What this task involves
Make an exact copy of the entries below with the pictures removed.

Task material
--- start ---

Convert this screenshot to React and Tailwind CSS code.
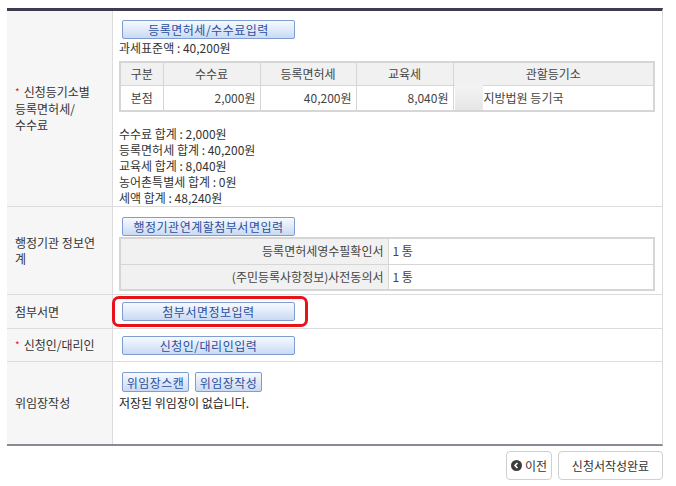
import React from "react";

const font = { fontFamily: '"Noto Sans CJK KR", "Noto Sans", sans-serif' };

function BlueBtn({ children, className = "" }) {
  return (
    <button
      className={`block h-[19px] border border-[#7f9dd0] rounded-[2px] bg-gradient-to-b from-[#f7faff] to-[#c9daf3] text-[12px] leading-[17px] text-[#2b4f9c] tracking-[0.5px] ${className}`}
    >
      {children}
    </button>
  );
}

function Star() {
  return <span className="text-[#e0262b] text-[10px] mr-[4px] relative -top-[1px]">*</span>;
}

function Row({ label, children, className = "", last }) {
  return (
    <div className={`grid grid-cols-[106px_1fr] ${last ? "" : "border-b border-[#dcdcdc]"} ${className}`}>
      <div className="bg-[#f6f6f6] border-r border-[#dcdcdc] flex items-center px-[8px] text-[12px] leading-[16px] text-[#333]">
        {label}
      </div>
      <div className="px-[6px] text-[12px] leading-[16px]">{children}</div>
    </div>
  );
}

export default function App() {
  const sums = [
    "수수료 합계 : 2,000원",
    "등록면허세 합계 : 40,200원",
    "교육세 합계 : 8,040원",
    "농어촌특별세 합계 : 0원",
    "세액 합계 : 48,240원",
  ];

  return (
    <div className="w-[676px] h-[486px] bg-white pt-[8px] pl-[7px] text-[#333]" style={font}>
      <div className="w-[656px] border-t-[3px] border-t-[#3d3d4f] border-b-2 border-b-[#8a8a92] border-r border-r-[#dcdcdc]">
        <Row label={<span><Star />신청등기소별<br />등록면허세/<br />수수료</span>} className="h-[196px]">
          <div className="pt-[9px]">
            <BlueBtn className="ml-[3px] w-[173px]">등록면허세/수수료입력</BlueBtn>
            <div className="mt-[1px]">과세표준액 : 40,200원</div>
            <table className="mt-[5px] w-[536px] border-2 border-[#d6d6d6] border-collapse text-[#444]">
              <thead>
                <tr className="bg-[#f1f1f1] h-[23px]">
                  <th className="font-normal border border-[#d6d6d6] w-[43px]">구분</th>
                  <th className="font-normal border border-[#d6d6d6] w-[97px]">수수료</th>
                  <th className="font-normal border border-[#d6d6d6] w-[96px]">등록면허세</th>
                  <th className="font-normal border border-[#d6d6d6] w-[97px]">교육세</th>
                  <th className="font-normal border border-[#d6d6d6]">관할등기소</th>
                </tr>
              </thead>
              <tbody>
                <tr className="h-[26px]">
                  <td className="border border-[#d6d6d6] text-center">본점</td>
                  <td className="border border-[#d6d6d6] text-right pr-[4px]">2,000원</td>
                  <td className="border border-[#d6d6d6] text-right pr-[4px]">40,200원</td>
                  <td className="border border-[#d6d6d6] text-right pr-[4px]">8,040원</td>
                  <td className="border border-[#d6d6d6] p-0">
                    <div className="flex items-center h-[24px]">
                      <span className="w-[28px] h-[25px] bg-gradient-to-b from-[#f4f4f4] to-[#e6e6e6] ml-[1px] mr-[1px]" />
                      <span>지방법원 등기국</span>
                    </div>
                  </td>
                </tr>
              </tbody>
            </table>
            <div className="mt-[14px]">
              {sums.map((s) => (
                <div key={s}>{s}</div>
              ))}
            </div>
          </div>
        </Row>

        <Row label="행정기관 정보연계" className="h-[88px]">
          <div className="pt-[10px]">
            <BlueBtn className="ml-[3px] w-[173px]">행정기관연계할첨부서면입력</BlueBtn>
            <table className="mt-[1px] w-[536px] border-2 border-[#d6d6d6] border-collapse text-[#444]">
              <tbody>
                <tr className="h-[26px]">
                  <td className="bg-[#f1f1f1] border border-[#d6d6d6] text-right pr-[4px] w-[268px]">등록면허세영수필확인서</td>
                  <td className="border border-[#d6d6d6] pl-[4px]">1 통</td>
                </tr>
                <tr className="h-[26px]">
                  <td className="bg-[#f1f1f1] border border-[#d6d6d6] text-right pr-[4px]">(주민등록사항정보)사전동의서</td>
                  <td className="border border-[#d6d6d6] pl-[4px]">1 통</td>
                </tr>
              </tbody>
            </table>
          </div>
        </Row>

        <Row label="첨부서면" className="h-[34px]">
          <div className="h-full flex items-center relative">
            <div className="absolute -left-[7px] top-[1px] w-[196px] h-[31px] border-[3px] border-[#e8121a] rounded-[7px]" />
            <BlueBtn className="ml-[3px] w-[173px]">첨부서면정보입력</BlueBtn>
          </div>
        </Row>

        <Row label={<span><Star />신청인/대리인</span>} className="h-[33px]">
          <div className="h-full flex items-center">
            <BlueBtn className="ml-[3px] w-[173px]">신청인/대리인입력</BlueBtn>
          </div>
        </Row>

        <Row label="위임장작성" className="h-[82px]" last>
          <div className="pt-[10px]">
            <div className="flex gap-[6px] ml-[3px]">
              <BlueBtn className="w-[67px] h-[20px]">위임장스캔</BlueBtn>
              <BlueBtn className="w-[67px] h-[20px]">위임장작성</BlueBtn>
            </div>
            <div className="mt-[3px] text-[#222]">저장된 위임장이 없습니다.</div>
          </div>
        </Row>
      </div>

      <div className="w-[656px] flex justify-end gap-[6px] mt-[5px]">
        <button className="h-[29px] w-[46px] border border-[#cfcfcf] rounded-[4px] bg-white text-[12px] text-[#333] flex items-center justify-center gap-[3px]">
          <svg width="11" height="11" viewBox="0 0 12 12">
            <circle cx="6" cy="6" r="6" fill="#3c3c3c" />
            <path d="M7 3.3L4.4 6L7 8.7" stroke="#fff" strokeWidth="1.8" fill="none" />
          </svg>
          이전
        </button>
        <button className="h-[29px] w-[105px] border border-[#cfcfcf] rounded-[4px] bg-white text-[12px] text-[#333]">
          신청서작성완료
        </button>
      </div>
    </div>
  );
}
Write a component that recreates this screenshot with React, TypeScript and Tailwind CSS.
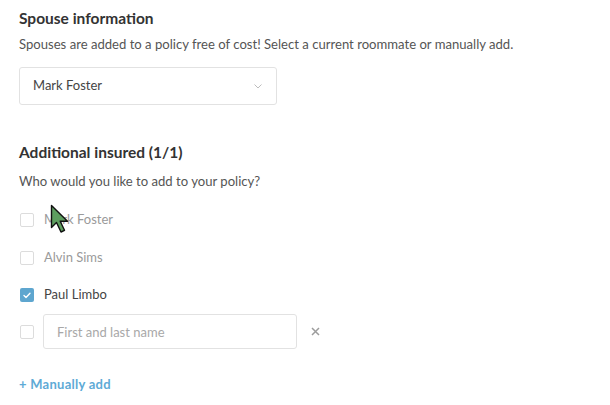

--- end ---

Answer
Convert this screenshot to React and Tailwind CSS code.
import React from "react";

const font = { fontFamily: '"Noto Sans CJK KR", "Noto Sans", sans-serif' };

function BlueBtn({ children, className = "" }) {
  return (
    <button
      className={`block h-[19px] border border-[#7f9dd0] rounded-[2px] bg-gradient-to-b from-[#f7faff] to-[#c9daf3] text-[12px] leading-[17px] text-[#2b4f9c] tracking-[0.5px] ${className}`}
    >
      {children}
    </button>
  );
}

function Star() {
  return <span className="text-[#e0262b] text-[10px] mr-[4px] relative -top-[1px]">*</span>;
}

function Row({ label, children, className = "", last }) {
  return (
    <div className={`grid grid-cols-[106px_1fr] ${last ? "" : "border-b border-[#dcdcdc]"} ${className}`}>
      <div className="bg-[#f6f6f6] border-r border-[#dcdcdc] flex items-center px-[8px] text-[12px] leading-[16px] text-[#333]">
        {label}
      </div>
      <div className="px-[6px] text-[12px] leading-[16px]">{children}</div>
    </div>
  );
}

export default function App() {
  const sums = [
    "수수료 합계 : 2,000원",
    "등록면허세 합계 : 40,200원",
    "교육세 합계 : 8,040원",
    "농어촌특별세 합계 : 0원",
    "세액 합계 : 48,240원",
  ];

  return (
    <div className="w-[676px] h-[486px] bg-white pt-[8px] pl-[7px] text-[#333]" style={font}>
      <div className="w-[656px] border-t-[3px] border-t-[#3d3d4f] border-b-2 border-b-[#8a8a92] border-r border-r-[#dcdcdc]">
        <Row label={<span><Star />신청등기소별<br />등록면허세/<br />수수료</span>} className="h-[196px]">
          <div className="pt-[9px]">
            <BlueBtn className="ml-[3px] w-[173px]">등록면허세/수수료입력</BlueBtn>
            <div className="mt-[1px]">과세표준액 : 40,200원</div>
            <table className="mt-[5px] w-[536px] border-2 border-[#d6d6d6] border-collapse text-[#444]">
              <thead>
                <tr className="bg-[#f1f1f1] h-[23px]">
                  <th className="font-normal border border-[#d6d6d6] w-[43px]">구분</th>
                  <th className="font-normal border border-[#d6d6d6] w-[97px]">수수료</th>
                  <th className="font-normal border border-[#d6d6d6] w-[96px]">등록면허세</th>
                  <th className="font-normal border border-[#d6d6d6] w-[97px]">교육세</th>
                  <th className="font-normal border border-[#d6d6d6]">관할등기소</th>
                </tr>
              </thead>
              <tbody>
                <tr className="h-[26px]">
                  <td className="border border-[#d6d6d6] text-center">본점</td>
                  <td className="border border-[#d6d6d6] text-right pr-[4px]">2,000원</td>
                  <td className="border border-[#d6d6d6] text-right pr-[4px]">40,200원</td>
                  <td className="border border-[#d6d6d6] text-right pr-[4px]">8,040원</td>
                  <td className="border border-[#d6d6d6] p-0">
                    <div className="flex items-center h-[24px]">
                      <span className="w-[28px] h-[25px] bg-gradient-to-b from-[#f4f4f4] to-[#e6e6e6] ml-[1px] mr-[1px]" />
                      <span>지방법원 등기국</span>
                    </div>
                  </td>
                </tr>
              </tbody>
            </table>
            <div className="mt-[14px]">
              {sums.map((s) => (
                <div key={s}>{s}</div>
              ))}
            </div>
          </div>
        </Row>

        <Row label="행정기관 정보연계" className="h-[88px]">
          <div className="pt-[10px]">
            <BlueBtn className="ml-[3px] w-[173px]">행정기관연계할첨부서면입력</BlueBtn>
            <table className="mt-[1px] w-[536px] border-2 border-[#d6d6d6] border-collapse text-[#444]">
              <tbody>
                <tr className="h-[26px]">
                  <td className="bg-[#f1f1f1] border border-[#d6d6d6] text-right pr-[4px] w-[268px]">등록면허세영수필확인서</td>
                  <td className="border border-[#d6d6d6] pl-[4px]">1 통</td>
                </tr>
                <tr className="h-[26px]">
                  <td className="bg-[#f1f1f1] border border-[#d6d6d6] text-right pr-[4px]">(주민등록사항정보)사전동의서</td>
                  <td className="border border-[#d6d6d6] pl-[4px]">1 통</td>
                </tr>
              </tbody>
            </table>
          </div>
        </Row>

        <Row label="첨부서면" className="h-[34px]">
          <div className="h-full flex items-center relative">
            <div className="absolute -left-[7px] top-[1px] w-[196px] h-[31px] border-[3px] border-[#e8121a] rounded-[7px]" />
            <BlueBtn className="ml-[3px] w-[173px]">첨부서면정보입력</BlueBtn>
          </div>
        </Row>

        <Row label={<span><Star />신청인/대리인</span>} className="h-[33px]">
          <div className="h-full flex items-center">
            <BlueBtn className="ml-[3px] w-[173px]">신청인/대리인입력</BlueBtn>
          </div>
        </Row>

        <Row label="위임장작성" className="h-[82px]" last>
          <div className="pt-[10px]">
            <div className="flex gap-[6px] ml-[3px]">
              <BlueBtn className="w-[67px] h-[20px]">위임장스캔</BlueBtn>
              <BlueBtn className="w-[67px] h-[20px]">위임장작성</BlueBtn>
            </div>
            <div className="mt-[3px] text-[#222]">저장된 위임장이 없습니다.</div>
          </div>
        </Row>
      </div>

      <div className="w-[656px] flex justify-end gap-[6px] mt-[5px]">
        <button className="h-[29px] w-[46px] border border-[#cfcfcf] rounded-[4px] bg-white text-[12px] text-[#333] flex items-center justify-center gap-[3px]">
          <svg width="11" height="11" viewBox="0 0 12 12">
            <circle cx="6" cy="6" r="6" fill="#3c3c3c" />
            <path d="M7 3.3L4.4 6L7 8.7" stroke="#fff" strokeWidth="1.8" fill="none" />
          </svg>
          이전
        </button>
        <button className="h-[29px] w-[105px] border border-[#cfcfcf] rounded-[4px] bg-white text-[12px] text-[#333]">
          신청서작성완료
        </button>
      </div>
    </div>
  );
}
Write a component that recreates this screenshot with React, TypeScript and Tailwind CSS.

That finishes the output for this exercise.